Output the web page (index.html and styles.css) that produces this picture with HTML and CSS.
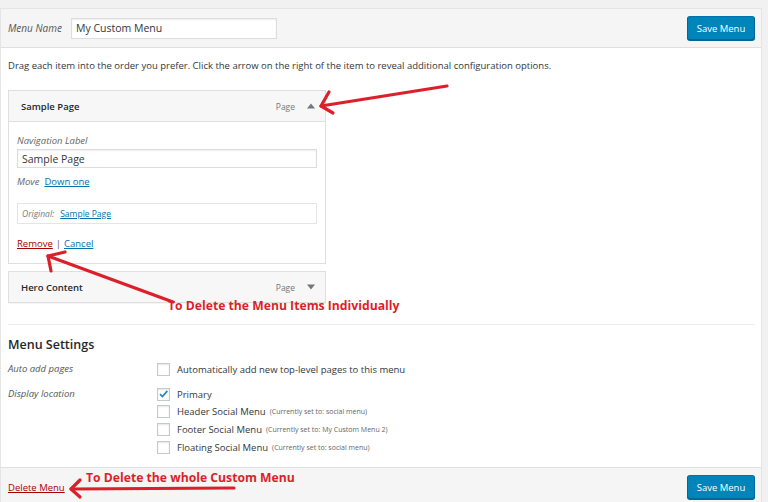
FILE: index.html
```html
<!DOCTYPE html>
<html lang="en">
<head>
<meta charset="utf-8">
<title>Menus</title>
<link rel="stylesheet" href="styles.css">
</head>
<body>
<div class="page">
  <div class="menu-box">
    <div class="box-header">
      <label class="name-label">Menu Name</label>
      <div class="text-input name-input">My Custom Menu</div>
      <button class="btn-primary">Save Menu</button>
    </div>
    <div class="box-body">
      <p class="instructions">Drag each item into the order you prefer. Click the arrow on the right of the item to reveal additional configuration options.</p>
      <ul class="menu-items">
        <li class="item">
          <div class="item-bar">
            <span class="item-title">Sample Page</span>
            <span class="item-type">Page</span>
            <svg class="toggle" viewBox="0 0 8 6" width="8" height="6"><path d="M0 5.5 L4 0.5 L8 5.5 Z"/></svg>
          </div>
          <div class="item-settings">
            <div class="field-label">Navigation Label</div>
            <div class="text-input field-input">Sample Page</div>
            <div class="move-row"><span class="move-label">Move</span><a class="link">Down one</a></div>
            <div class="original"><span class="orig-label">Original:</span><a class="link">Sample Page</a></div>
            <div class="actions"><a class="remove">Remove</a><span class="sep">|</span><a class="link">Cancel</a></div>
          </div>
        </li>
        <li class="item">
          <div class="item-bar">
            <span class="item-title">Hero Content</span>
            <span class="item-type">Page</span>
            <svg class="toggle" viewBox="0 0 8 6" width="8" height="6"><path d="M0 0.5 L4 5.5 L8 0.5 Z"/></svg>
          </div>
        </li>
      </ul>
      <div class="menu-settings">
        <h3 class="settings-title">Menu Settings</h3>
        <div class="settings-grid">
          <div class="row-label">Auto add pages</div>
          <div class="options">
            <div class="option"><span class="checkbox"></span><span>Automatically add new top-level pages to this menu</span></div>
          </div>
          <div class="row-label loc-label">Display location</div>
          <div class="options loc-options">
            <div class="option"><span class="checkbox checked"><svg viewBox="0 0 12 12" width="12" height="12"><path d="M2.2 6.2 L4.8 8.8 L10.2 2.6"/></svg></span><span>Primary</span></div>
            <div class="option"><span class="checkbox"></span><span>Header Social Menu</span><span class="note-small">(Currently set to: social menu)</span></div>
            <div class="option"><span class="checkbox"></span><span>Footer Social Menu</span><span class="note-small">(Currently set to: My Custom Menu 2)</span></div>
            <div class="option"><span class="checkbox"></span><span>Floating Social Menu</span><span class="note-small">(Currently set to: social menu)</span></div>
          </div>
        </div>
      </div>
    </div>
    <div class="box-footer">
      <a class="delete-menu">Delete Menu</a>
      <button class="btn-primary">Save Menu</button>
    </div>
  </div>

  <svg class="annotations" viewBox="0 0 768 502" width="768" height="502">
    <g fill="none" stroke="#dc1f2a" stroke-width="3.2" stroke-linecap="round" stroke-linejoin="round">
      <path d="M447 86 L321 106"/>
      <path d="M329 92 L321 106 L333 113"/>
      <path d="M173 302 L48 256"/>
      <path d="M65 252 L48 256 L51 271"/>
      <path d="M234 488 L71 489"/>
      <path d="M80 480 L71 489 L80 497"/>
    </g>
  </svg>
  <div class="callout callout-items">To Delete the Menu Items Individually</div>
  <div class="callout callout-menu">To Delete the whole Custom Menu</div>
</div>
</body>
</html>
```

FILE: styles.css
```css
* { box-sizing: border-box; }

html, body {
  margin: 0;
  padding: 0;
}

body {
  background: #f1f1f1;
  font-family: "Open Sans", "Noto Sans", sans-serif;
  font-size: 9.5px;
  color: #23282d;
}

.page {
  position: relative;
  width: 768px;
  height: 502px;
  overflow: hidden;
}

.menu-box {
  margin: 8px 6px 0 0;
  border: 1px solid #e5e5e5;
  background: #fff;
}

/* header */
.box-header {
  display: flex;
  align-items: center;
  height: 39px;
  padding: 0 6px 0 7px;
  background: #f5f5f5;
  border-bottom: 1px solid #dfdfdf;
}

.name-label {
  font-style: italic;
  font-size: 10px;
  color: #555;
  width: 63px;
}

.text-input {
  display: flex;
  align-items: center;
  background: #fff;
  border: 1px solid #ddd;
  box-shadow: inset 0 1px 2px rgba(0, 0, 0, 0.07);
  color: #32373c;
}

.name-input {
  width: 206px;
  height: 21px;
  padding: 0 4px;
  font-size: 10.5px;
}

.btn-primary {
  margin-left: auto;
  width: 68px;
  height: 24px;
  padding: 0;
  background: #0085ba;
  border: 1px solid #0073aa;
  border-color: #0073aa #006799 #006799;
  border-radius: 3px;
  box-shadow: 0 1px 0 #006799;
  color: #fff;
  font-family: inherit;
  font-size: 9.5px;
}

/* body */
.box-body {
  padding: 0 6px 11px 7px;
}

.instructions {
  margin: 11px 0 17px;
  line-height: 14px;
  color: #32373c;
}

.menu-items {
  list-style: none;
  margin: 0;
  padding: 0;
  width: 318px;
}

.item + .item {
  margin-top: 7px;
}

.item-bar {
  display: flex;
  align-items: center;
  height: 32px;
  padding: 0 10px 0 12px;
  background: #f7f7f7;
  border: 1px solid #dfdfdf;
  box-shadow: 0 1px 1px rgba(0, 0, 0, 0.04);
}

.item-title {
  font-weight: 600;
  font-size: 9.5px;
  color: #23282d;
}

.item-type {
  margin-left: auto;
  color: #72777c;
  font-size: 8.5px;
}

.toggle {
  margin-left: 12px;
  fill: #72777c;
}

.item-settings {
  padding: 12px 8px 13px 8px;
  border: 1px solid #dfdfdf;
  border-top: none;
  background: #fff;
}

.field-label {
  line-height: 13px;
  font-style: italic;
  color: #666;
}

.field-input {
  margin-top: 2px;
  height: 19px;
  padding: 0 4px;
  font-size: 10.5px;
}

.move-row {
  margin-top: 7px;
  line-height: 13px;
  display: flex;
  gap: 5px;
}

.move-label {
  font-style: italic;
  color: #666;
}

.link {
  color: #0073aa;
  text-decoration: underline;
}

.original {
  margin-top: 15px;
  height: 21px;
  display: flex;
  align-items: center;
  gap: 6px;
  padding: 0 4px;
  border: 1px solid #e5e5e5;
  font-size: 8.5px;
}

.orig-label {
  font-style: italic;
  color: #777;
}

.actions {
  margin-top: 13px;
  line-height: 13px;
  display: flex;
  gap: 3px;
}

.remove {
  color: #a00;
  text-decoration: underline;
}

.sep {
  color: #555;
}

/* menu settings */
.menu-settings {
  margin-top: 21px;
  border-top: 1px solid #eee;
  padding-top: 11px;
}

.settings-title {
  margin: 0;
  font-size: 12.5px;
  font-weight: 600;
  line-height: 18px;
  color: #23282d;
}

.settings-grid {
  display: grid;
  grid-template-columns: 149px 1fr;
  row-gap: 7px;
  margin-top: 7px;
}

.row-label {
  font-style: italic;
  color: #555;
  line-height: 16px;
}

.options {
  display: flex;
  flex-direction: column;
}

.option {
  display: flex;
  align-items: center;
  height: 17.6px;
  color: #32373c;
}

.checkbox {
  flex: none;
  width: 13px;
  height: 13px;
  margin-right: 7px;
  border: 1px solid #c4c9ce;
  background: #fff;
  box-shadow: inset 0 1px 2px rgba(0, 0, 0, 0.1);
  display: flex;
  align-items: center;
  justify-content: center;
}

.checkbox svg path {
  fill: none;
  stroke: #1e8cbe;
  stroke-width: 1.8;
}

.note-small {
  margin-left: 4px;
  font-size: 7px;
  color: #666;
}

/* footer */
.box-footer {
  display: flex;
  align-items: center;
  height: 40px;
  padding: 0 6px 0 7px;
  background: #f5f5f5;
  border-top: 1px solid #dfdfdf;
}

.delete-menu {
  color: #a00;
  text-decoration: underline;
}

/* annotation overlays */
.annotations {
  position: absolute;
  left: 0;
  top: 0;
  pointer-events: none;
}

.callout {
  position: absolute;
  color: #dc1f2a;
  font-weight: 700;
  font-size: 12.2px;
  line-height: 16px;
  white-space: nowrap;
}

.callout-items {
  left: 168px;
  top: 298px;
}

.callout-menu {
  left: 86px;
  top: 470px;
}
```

# # # #

TASK >>
Collect the lines of the data that carry the word "styles".

WRITTEN SOLUTION >>
Output the web page (index.html and styles.css) that produces this picture with HTML and CSS.
<link rel="stylesheet" href="styles.css">
FILE: styles.css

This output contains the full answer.